(Rows from a dataset of pages and code)
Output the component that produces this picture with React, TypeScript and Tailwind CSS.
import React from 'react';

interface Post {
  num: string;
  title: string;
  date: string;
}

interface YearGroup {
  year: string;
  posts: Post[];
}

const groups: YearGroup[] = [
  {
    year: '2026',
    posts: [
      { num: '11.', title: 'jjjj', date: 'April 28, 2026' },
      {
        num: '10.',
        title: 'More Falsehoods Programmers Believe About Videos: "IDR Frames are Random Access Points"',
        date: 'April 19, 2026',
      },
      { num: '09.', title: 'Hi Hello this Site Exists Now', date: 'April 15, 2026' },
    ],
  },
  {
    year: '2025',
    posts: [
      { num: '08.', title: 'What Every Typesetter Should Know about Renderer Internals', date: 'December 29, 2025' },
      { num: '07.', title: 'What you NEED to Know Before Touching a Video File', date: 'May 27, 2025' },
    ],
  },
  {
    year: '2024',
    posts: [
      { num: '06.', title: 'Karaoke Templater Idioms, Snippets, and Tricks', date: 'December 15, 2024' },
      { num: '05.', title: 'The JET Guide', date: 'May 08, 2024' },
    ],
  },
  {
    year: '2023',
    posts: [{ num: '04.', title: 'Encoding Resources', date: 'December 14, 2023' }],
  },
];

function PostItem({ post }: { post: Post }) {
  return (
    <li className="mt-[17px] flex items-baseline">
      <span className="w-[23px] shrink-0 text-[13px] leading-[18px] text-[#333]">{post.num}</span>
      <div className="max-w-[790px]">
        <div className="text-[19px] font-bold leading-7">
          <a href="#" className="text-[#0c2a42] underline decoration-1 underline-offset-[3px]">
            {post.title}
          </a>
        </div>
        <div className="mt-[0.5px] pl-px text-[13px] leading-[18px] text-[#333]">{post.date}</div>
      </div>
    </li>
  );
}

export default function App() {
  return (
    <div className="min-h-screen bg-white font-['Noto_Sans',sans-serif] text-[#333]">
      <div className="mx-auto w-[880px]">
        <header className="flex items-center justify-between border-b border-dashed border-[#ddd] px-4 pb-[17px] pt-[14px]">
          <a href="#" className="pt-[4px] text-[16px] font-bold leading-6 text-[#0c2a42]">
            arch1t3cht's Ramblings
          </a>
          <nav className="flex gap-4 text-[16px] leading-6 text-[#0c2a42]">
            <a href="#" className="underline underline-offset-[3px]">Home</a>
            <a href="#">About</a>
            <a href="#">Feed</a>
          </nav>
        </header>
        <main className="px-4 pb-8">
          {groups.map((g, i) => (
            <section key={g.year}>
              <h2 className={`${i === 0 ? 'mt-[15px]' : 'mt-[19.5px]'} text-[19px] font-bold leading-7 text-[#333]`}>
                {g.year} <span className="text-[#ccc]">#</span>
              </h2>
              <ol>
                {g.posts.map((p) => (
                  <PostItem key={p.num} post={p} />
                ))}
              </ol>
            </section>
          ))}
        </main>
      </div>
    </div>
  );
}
--
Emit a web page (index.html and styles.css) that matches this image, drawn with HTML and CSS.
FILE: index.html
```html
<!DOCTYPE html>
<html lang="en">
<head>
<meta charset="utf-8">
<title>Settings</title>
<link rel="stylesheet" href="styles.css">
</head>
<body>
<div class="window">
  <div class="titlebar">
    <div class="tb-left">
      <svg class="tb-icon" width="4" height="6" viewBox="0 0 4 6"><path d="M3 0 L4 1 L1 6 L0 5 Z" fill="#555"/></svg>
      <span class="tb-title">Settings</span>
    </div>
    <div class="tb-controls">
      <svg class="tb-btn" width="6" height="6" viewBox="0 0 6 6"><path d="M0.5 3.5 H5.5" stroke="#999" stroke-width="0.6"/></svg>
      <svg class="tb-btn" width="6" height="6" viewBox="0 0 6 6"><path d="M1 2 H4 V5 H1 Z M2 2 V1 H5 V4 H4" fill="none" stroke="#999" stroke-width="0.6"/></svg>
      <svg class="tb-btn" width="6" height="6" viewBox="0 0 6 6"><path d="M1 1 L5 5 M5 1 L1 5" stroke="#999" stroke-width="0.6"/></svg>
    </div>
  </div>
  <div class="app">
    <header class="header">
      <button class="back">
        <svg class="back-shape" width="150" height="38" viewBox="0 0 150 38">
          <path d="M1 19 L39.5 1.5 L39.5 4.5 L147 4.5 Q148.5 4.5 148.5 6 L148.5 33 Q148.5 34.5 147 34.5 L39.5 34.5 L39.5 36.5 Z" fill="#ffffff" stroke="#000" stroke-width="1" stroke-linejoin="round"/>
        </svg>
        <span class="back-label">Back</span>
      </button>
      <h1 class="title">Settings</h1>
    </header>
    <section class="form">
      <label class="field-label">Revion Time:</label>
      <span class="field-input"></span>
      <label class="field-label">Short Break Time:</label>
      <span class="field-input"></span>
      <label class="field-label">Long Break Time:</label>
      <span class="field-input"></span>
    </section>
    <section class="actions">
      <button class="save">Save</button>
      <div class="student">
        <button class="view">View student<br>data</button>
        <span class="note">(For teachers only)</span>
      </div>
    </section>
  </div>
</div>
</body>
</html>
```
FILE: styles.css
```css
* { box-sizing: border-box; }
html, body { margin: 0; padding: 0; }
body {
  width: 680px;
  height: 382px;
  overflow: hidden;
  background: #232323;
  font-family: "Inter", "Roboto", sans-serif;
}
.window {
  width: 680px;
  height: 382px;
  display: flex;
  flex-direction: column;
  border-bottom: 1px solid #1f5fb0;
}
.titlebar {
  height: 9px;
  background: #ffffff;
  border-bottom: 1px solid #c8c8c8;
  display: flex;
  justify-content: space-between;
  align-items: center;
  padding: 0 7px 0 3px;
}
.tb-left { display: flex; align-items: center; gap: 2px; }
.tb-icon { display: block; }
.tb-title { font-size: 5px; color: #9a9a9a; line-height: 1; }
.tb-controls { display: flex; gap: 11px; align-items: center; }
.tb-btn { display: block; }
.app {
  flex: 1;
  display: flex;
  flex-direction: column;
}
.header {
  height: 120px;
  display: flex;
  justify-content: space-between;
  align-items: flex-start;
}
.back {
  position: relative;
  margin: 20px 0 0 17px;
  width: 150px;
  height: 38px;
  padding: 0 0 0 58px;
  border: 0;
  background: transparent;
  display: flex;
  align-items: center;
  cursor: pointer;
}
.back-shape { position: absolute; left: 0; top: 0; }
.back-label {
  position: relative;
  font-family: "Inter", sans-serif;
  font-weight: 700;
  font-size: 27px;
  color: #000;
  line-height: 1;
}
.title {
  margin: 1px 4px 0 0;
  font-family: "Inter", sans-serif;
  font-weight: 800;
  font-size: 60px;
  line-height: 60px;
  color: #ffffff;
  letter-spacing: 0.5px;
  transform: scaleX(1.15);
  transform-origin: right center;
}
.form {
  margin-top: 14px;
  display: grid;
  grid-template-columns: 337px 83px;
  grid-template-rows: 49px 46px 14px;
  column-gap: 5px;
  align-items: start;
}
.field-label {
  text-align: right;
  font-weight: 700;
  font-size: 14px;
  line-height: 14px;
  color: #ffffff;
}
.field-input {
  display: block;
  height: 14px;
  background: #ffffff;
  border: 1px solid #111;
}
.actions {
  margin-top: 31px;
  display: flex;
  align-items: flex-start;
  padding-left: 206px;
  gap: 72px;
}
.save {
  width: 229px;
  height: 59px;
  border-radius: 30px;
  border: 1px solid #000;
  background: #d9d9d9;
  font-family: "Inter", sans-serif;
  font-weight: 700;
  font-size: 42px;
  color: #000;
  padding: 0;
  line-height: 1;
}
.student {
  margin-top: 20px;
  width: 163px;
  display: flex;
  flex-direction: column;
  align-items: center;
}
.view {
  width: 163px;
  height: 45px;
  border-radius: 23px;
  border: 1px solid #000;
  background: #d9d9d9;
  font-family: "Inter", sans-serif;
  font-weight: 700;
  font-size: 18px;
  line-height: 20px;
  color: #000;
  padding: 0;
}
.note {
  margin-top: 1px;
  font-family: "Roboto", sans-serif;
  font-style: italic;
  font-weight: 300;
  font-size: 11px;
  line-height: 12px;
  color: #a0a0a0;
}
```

- [INSTRUCTION]:
Copy each line in the data that holds the word "this".

- [REPLY]:
Output the component that produces this picture with React, TypeScript and Tailwind CSS.
      { num: '09.', title: 'Hi Hello this Site Exists Now', date: 'April 15, 2026' },
Emit a web page (index.html and styles.css) that matches this image, drawn with HTML and CSS.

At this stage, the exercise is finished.